- Sire: African Sky
- Grandsire: Sing Sing
- Dam: Manfilia
- Damsire: Mandamus
- Sex: Mare
- Foaled: 8 February 1976
- Country: Ireland
- Colour: Bay
- Breeder: Irish National Stud
- Owner: John Mulcahy N. Robinson Serge Fradkoff Edward Seltzer
- Trainer: Dermot Weld Olivier Douieb Charles E. Whittingham
- Record: 37: 14-5-5

Major wins
- Phoenix Stakes (1978) Prix de Meautry (1980) Prix Quincey (1980) Prix du Moulin (1980) Prix de Seine-et-Oise (1980) Yellow Ribbon Stakes (1980) San Gorgonio Handicap (1981) Monrovia Handicap (1981) Gamely Handicap (1981) Palomar Handicap (1981) Autumn Days Handicap (1981) Matriarch Stakes (1981)

Awards
- Timeform rating 121 (1978), 124 (1979), 126 (1980) Top-rated Irish two-year-old filly (1978) Top-rated Irish three-year-old filly (1979)

= Kilijaro =

Irish-bred Thoroughbred racehorse

Kilijaro (8 February 1976 - after 1990) was an Irish-bred Thoroughbred racehorse and broodmare. She was the best filly of her generation in Ireland at both two and three years of age, winning the Phoenix Stakes and finishing second in the Queen Mary Stakes, Cheveley Park Stakes, Prix de l'Abbaye and Prix de la Forêt. When transferred to France in 1980 she proved herself one of the best sprinter-milers of the year, with consecutive wins in the Prix de Meautry, Prix Quincey, Prix du Moulin and Prix de Seine-et-Oise before traveling to California to take the Yellow Ribbon Stakes. She remained in the United Stakes in 1981 and was one of the most successful female turf performers of 1981, winning the San Gorgonio Handicap, Monrovia Handicap, Gamely Handicap, Palomar Handicap, Autumn Days Handicap and Matriarch Stakes. After her retirement from racing she made little impact as a broodmare, but some of her descendants have won good races in Australia.

==Background==
Kilijaro was a bay mare with a white star and a white sock on her right front foot bred in Ireland by the Irish National Stud. She was sired by African Sky who won the Prix du Palais Royal, Prix Quincey and Prix de la Forêt as a three-year-old in 1973. As a breeding stallion, he also sired the King's Stand Stakes winner African Song. She was the second foal of her dam Manfilia, who had some success as a racemare, winning five races.

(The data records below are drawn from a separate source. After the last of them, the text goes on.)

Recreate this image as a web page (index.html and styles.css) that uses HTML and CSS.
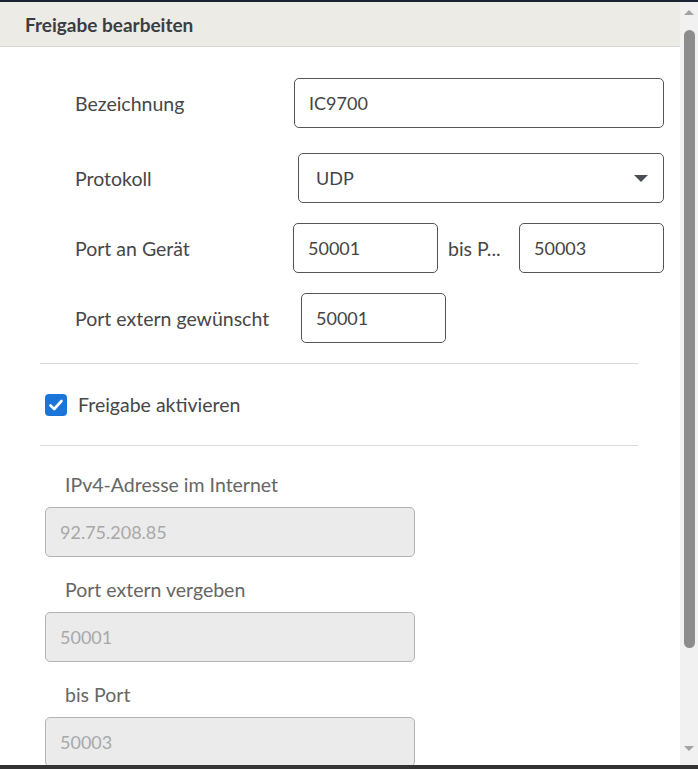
FILE: index.html
```html
<!DOCTYPE html>
<html lang="de">
<head>
<meta charset="utf-8">
<link rel="stylesheet" href="styles.css">
</head>
<body>
<div class="topline"></div>
<div class="frame">
  <div class="panel">
    <div class="header">Freigabe bearbeiten</div>
    <div class="body">
      <div class="row first">
        <div class="label w1">Bezeichnung</div>
        <div class="field wide">IC9700</div>
      </div>
      <div class="row">
        <div class="label w2">Protokoll</div>
        <div class="field select">UDP<span class="caret"></span></div>
      </div>
      <div class="row">
        <div class="label w3">Port an Gerät</div>
        <div class="field small">50001</div>
        <div class="mid">bis P...</div>
        <div class="field small">50003</div>
      </div>
      <div class="row">
        <div class="label w4">Port extern gewünscht</div>
        <div class="field small">50001</div>
      </div>
      <div class="sep"></div>
      <div class="check">
        <span class="box"><svg width="16" height="16" viewBox="0 0 16 16"><path d="M2.5 8.5 L6.2 12 L13.5 4" fill="none" stroke="#fff" stroke-width="2.6" stroke-linecap="round" stroke-linejoin="round"/></svg></span>
        <span>Freigabe aktivieren</span>
      </div>
      <div class="sep"></div>
      <div class="stack">
        <div class="slabel">IPv4-Adresse im Internet</div>
        <div class="field disabled">92.75.208.85</div>
        <div class="slabel">Port extern vergeben</div>
        <div class="field disabled">50001</div>
        <div class="slabel">bis Port</div>
        <div class="field disabled">50003</div>
      </div>
    </div>
  </div>
  <div class="scrollbar">
    <span class="arr up"></span>
    <div class="thumb"></div>
    <span class="arr down"></span>
  </div>
</div>
<div class="bottombar"></div>
</body>
</html>
```
FILE: styles.css
```css
html, body {
  margin: 0;
  padding: 0;
  width: 698px;
  height: 769px;
  overflow: hidden;
  background: #fff;
  font-family: "Lato", "Open Sans", sans-serif;
  color: #444;
}
.topline {
  height: 2px;
  background: #1c2433;
}
.frame {
  display: flex;
  height: 763px;
  overflow: hidden;
}
.panel {
  width: 680px;
  overflow: hidden;
}
.header {
  height: 44px;
  background: #ecebe6;
  border-bottom: 1px solid #d6d6d2;
  padding-left: 25px;
  font-size: 19px;
  font-weight: 700;
  color: #3a3d42;
  line-height: 46px;
}
.body {
  padding: 31px 0 0 0;
}
.row {
  display: flex;
  align-items: center;
  margin-bottom: 20px;
  padding-left: 75px;
}
.row.first { margin-bottom: 25px; }
.label {
  font-size: 19.5px;
  color: #474747;
}
.w1 { width: 219px; }
.w2 { width: 223px; }
.w3 { width: 218px; }
.w4 { width: 226px; }
.field {
  box-sizing: border-box;
  height: 50px;
  border: 1px solid #555;
  border-radius: 5px;
  font-size: 18px;
  line-height: 48px;
  padding-left: 14px;
  color: #444;
  position: relative;
}
.wide { width: 370px; }
.select { width: 366px; padding-left: 17px; }
.small { width: 145px; }
.caret {
  position: absolute;
  right: 15px;
  top: 21px;
  width: 0;
  height: 0;
  border-left: 7px solid transparent;
  border-right: 7px solid transparent;
  border-top: 7px solid #4a4f57;
}
.mid {
  width: 81px;
  font-size: 19.5px;
  padding-left: 10px;
  box-sizing: border-box;
  white-space: nowrap;
  color: #474747;
}
.sep {
  margin: 0 0 0 40px;
  width: 598px;
  height: 1px;
  background: #d9d9d9;
}
.check {
  display: flex;
  align-items: center;
  height: 81px;
  padding-left: 45px;
  font-size: 19.5px;
  color: #474747;
}
.box {
  width: 22px;
  height: 22px;
  border-radius: 4px;
  background: #1b74d8;
  display: flex;
  align-items: center;
  justify-content: center;
  margin-right: 11px;
}
.stack {
  padding-left: 45px;
  padding-top: 28px;
}
.slabel {
  font-size: 19.5px;
  color: #666;
  padding-left: 20px;
  height: 22px;
  line-height: 22px;
  margin-bottom: 11px;
}
.disabled {
  width: 370px;
  background: #ebebeb;
  border-color: #b3b3b3;
  color: #a8a8a8;
  margin-bottom: 22px;
}
.scrollbar {
  width: 18px;
  background: #f1f1f1;
  display: flex;
  flex-direction: column;
  align-items: center;
  position: relative;
}
.thumb {
  width: 11px;
  height: 618px;
  background: #8c8c8c;
  border-radius: 6px;
  margin-top: 28px;
}
.arr {
  position: absolute;
  left: 4px;
  width: 0;
  height: 0;
  border-left: 5px solid transparent;
  border-right: 5px solid transparent;
}
.up { top: 8px; border-bottom: 5px solid #a3a3a3; }
.down { top: 744px; border-top: 5px solid #a3a3a3; }
.bottombar {
  height: 4px;
  background: #333;
}
```
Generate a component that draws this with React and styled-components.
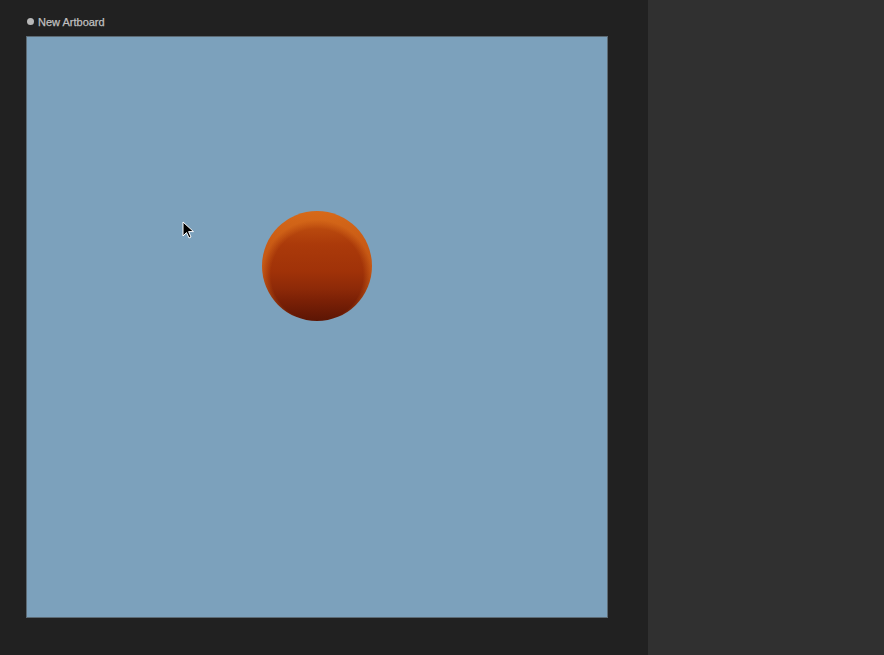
import styled, { createGlobalStyle } from "styled-components";

const Global = createGlobalStyle`
  html, body { margin: 0; padding: 0; background: #212121; }
  body { font-family: "Liberation Sans", Arial, sans-serif; }
`;

const Layout = styled.div`
  display: flex;
  width: 884px;
  height: 655px;
  overflow: hidden;
`;

const Canvas = styled.div`
  width: 648px;
  background: #212121;
  padding: 13px 0 0 26px;
  box-sizing: border-box;
  display: flex;
  flex-direction: column;
  gap: 6px;
`;

const Label = styled.div`
  display: flex;
  align-items: center;
  gap: 4px;
  height: 17px;
  color: #c0c0c0;
  font-size: 11px;
  font-weight: 400;
  font-family: "Liberation Sans", Arial, sans-serif;
  -webkit-text-stroke: 0.25px #c0c0c0;
  padding-left: 1px;
`;

const Dot = styled.span`
  width: 7px;
  height: 7px;
  border-radius: 50%;
  background: #b8b8b8;
`;

const Artboard = styled.div`
  position: relative;
  width: 580px;
  height: 580px;
  background: #7ca1bc;
  border: 1px solid #5c6a74;
`;

const Sphere = styled.div`
  position: absolute;
  left: 235px;
  top: 174px;
  width: 110px;
  height: 110px;
  border-radius: 50%;
  background:
    radial-gradient(circle at 50% 58%, rgba(0,0,0,0) 46px, rgba(226,118,30,0.55) 55px),
    linear-gradient(180deg, #c95a12 0%, #ab3a0a 30%, #a03208 55%, #8e2a08 70%, #7a2006 82%, #5c1504 100%);
`;

const Cursor = styled.svg`
  position: absolute;
  left: 155px;
  top: 184px;
`;

const Panel = styled.div`
  flex: 1;
  background: #303030;
`;

export default function App() {
  return (
    <Layout>
      <Global />
      <Canvas>
        <Label>
          <Dot />
          New Artboard
        </Label>
        <Artboard>
          <Sphere />
          <Cursor width="14" height="20" viewBox="0 0 14 20">
            <path d="M1 1 L1 15 L4.5 11.5 L7 17 L9 16 L6.6 10.6 L11.5 10.6 Z" fill="#000" stroke="#fff" strokeWidth="1" />
          </Cursor>
        </Artboard>
      </Canvas>
      <Panel />
    </Layout>
  );
}
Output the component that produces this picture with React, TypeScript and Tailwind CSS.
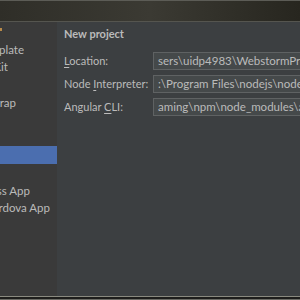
import React from "react"

const font = { fontFamily: "Lato, 'Noto Sans', sans-serif" }

// sidebar rows: visible tail of each template name, clipped at the left edge
const templates = [
  { name: "Empty Project", end: 0 },
  { name: "HTML5 Boilerplate", end: 24 },
  { name: "Web Starter Kit", end: 8 },
  { name: "React Starter Kit", end: 0 },
  { name: "Twitter Bootstrap", end: 16 },
  { name: "Foundation", end: 0 },
  { name: "AngularJS", end: 0 },
  { name: "Angular CLI", end: 0, selected: true },
  { name: "React App", end: 0 },
  { name: "Node.js Express App", end: 30 },
  { name: "PhoneGap/Cordova App", end: 50 },
  { name: "Meteor App", end: 0 },
  { name: "React Native", end: 0 },
]

function Field({ label, mnemonic, rest, value }: { label: string; mnemonic: string; rest: string; value: string }) {
  return (
    <div className="flex items-center h-[18px]">
      <div className="w-[89px] shrink-0 text-[11px] text-[#bbbbbb] whitespace-nowrap">
        {label}
        <span className="underline underline-offset-2">{mnemonic}</span>
        {rest}
      </div>
      <div className="w-[220px] shrink-0 h-[18px] border border-[#5f6263] bg-[#45494a] flex items-center pl-[4px] overflow-hidden">
        <span className="text-[11.5px] text-[#bbbbbb] whitespace-nowrap">{value}</span>
      </div>
    </div>
  )
}

export default function App() {
  return (
    <div className="w-[300px] h-[300px] flex flex-col overflow-hidden bg-[#3c3f41]" style={font}>
      {/* window title bar */}
      <div className="h-[21px] shrink-0 border-t border-[#5c5c56] bg-gradient-to-r from-[#2f2e28] via-[#3b3a33] to-[#27261f]" />
      <div className="h-[1px] shrink-0 bg-[#55554f]" />

      <div className="flex flex-1 min-h-0">
        {/* template list */}
        <div className="w-[57px] shrink-0 bg-[#3a3a3a] pt-[1px] overflow-hidden">
          {templates.map((t) => (
            <div
              key={t.name}
              className={`h-[17.6px] flex items-center ${t.selected ? "bg-[#4b6eaf]" : ""}`}
            >
              {t.end > 0 ? (
                <div
                  className="flex justify-end overflow-hidden whitespace-nowrap text-[11.5px] text-[#bbbbbb]"
                  style={{ width: t.end }}
                >
                  <span className="shrink-0">{t.name}</span>
                </div>
              ) : t.name === "Empty Project" ? (
                <span className="w-[2px] h-[3px] mb-[4px] bg-[#b88a4a]" />
              ) : null}
            </div>
          ))}
        </div>

        {/* settings */}
        <div className="flex-1 min-w-0 overflow-hidden pl-[7px] pt-[4px]">
          <div className="h-[16px] flex items-center text-[11px] font-bold text-[#bbbbbb]">New project</div>
          <div className="mt-[10px] flex flex-col gap-[5px]">
            <Field label="" mnemonic="L" rest="ocation:" value="sers\uidp4983\WebstormProjects\untitled" />
            <Field label="Node " mnemonic="I" rest="nterpreter:" value=":\Program Files\nodejs\node.exe" />
            <Field label="Angular " mnemonic="C" rest="LI:" value="aming\npm\node_modules\angular-cli" />
          </div>
        </div>
      </div>

      {/* window bottom frame */}
      <div className="h-[1px] shrink-0 bg-[#8a8a80]" />
      <div className="h-[2px] shrink-0 bg-[#1e1e1c]" />
      <div className="h-[1px] shrink-0 bg-[#6d6d67]" />
    </div>
  )
}
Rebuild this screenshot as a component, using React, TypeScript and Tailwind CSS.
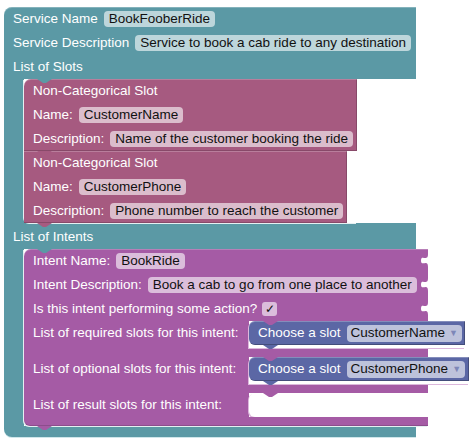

Sold as a yearling for 4,200 guineas, the filly was sent into training with Dermot Weld at the Curragh, County Kildare. She was ridden in most of her early races by Wally Swinburn.

==Racing career==

===1978: two-year-old season===
Kilijaro began her racing career in five furlong maiden race in the spring of 1978, finishing unplaced at Phoenix Park Racecourse and third at Navan Racecourse before winning at Phoenix Park. In June she was sent to England to contest the Queen Mary Stakes at Royal Ascot. Starting at odds of 12/1 she produced a strong run along the rail to dispute the lead in the final furlong and finished second, beaten a head by Greenland Park, with Devon Ditty in third. After a break of almost two months the filly was matched against colts in the Group 2 Phoenix Stakes in which she was equipped with blinkers for the first time. Starting second favourite behind the English-trained Inshallah, she raced at the rear of the nine-runner field before moving up to take the lead a furlong from the finish. In the closing stages she drew away from her opponents to win by six lengths and half a length from Real Snug and Coalminer. In October Kilijaro was sent back to England for a rematch with Devon Ditty in the Cheveley Park Stakes in which she was moved up to six furlongs for the first time. She moved up to challenge Devon Ditty approaching the final furlong but after a prolonged struggle she was beat a neck by the 11/8 favourite.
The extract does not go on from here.